= William Reed (Canadian musician) =

Canadian organist and composer (1859–1945)

William Reed (9 September 1859 – 2 November 1945) was a Canadian organist, choir conductor, and composer. He held numerous organ and choirmaster posts in churches throughout Canada from 1884 until 1913. His career in this area was cut short as his deafness worsened. He spent the remainder of his career composing and contributing articles to music periodicals like The Etude. His compositional output mainly consists of sacred works, including many anthems and works for solo organ. His more well known works include the Christmas cantata The Message of the Angels (1910), the cantata The Burden of the Cross (1912), the Easter cantata The Resurrection and the Life (1911), and the Grand Choeur in D for organ (1901). His pupil Henri Gagnon considered the latter work "one of the very best Canadian compositions".

==Life and career==
Born in Montreal, Reed studied the organ in his youth with Romain-Octave Pelletier I and Dominique Ducharme. At the age of 19 he was awarded a scholarship to attend Keble College, one of the constituent colleges of the University of Oxford, in England. He served as the college's organist during the late 1870s and early 1880s, having beat out more than 30 applicants for the post.
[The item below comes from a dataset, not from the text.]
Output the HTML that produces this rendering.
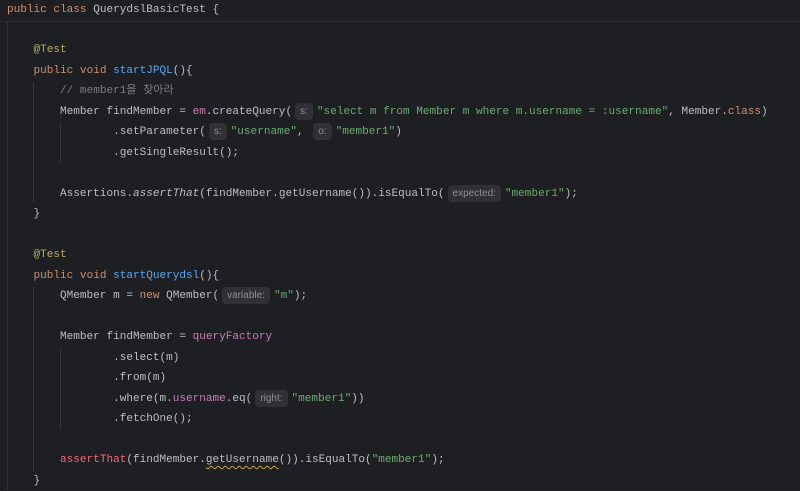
<!DOCTYPE html>
<html><head><meta charset="utf-8"><style>
body{margin:0;width:800px;height:490px;background:#1e1f22;overflow:hidden;position:relative;font-family:"Liberation Mono","Noto Sans CJK KR",monospace;font-size:11.05px;color:#bcbec4}
.l{position:absolute;left:7px;height:20px;line-height:20px;white-space:pre}
.k{color:#cf8e6d}.f{color:#56a8f5}.s{color:#6aab73}.a{color:#b3ae60}.c{color:#7a7e85}.p{color:#c77dbb}.r{color:#fa6675}.i{font-style:italic}
.h{display:inline-block;font-family:"Liberation Sans",sans-serif;font-size:10px;color:#8c8f94;background:#303134;border-radius:4px;padding:0 5px;height:17px;line-height:17px;vertical-align:0px;margin:0 4px 0 3px}
.g{position:absolute;width:1px;background:#34363a}
.w{text-decoration:underline wavy #c9a440;text-underline-offset:3px;text-decoration-thickness:1px}
</style></head><body>
<div style="position:absolute;left:0;top:21px;width:800px;height:1px;background:#2b2d30"></div>
<div class="g" style="left:7px;top:22px;height:468px"></div>
<div class="g" style="left:33px;top:82px;height:120px"></div>
<div class="g" style="left:60px;top:123px;height:40px"></div>
<div class="g" style="left:33px;top:287px;height:184px"></div>
<div class="g" style="left:60px;top:348px;height:82px"></div>
<div class="l" style="top:0px"><span class="k">public class</span> QuerydslBasicTest {</div>
<div class="l" style="top:40px">    <span class="a">@Test</span></div>
<div class="l" style="top:61px">    <span class="k">public void</span> <span class="f">startJPQL</span>(){</div>
<div class="l" style="top:81px">        <span class="c">// member1을 찾아라</span></div>
<div class="l" style="top:102px">        Member findMember = <span class="p">em</span>.createQuery(<span class="h">s:</span><span class="s">"select m from Member m where m.username = :username"</span>, Member.<span class="k">class</span>)</div>
<div class="l" style="top:122px">                .setParameter(<span class="h">s:</span><span class="s">"username"</span>, <span class="h">o:</span><span class="s">"member1"</span>)</div>
<div class="l" style="top:143px">                .getSingleResult();</div>
<div class="l" style="top:184px">        Assertions.<span class="i">assertThat</span>(findMember.getUsername()).isEqualTo(<span class="h">expected:</span><span class="s">"member1"</span>);</div>
<div class="l" style="top:204px">    }</div>
<div class="l" style="top:245px">    <span class="a">@Test</span></div>
<div class="l" style="top:266px">    <span class="k">public void</span> <span class="f">startQuerydsl</span>(){</div>
<div class="l" style="top:286px">        QMember m = <span class="k">new</span> QMember(<span class="h">variable:</span><span class="s">"m"</span>);</div>
<div class="l" style="top:327px">        Member findMember = <span class="p">queryFactory</span></div>
<div class="l" style="top:348px">                .select(m)</div>
<div class="l" style="top:368px">                .from(m)</div>
<div class="l" style="top:389px">                .where(m.<span class="p">username</span>.eq(<span class="h">right:</span><span class="s">"member1"</span>))</div>
<div class="l" style="top:409px">                .fetchOne();</div>
<div class="l" style="top:450px">        <span class="r">assertThat</span>(findMember.<span class="w">getUsername</span>()).isEqualTo(<span class="s">"member1"</span>);</div>
<div class="l" style="top:471px">    }</div>
</body></html>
After returning to Canada, Reed served as the organist/choirmaster at St Peter's Anglican Church in Sherbrooke, Quebec, from 1884 until 1888. He then returned to his native city to assume similar posts at American Presbyterian Church and St John the Baptist Church in 1888/1889. In 1899/1900, he was organist at St. Andrew's Church in Toronto, and in 1901 he was guest organist at the Pan-American Exposition in Buffalo, New York. From 1900 until 1913 he served as the organist/choirmaster at Chalmers-Wesley United Church and St. Andrew's Church in Quebec City. He died in Quebec City in 1945.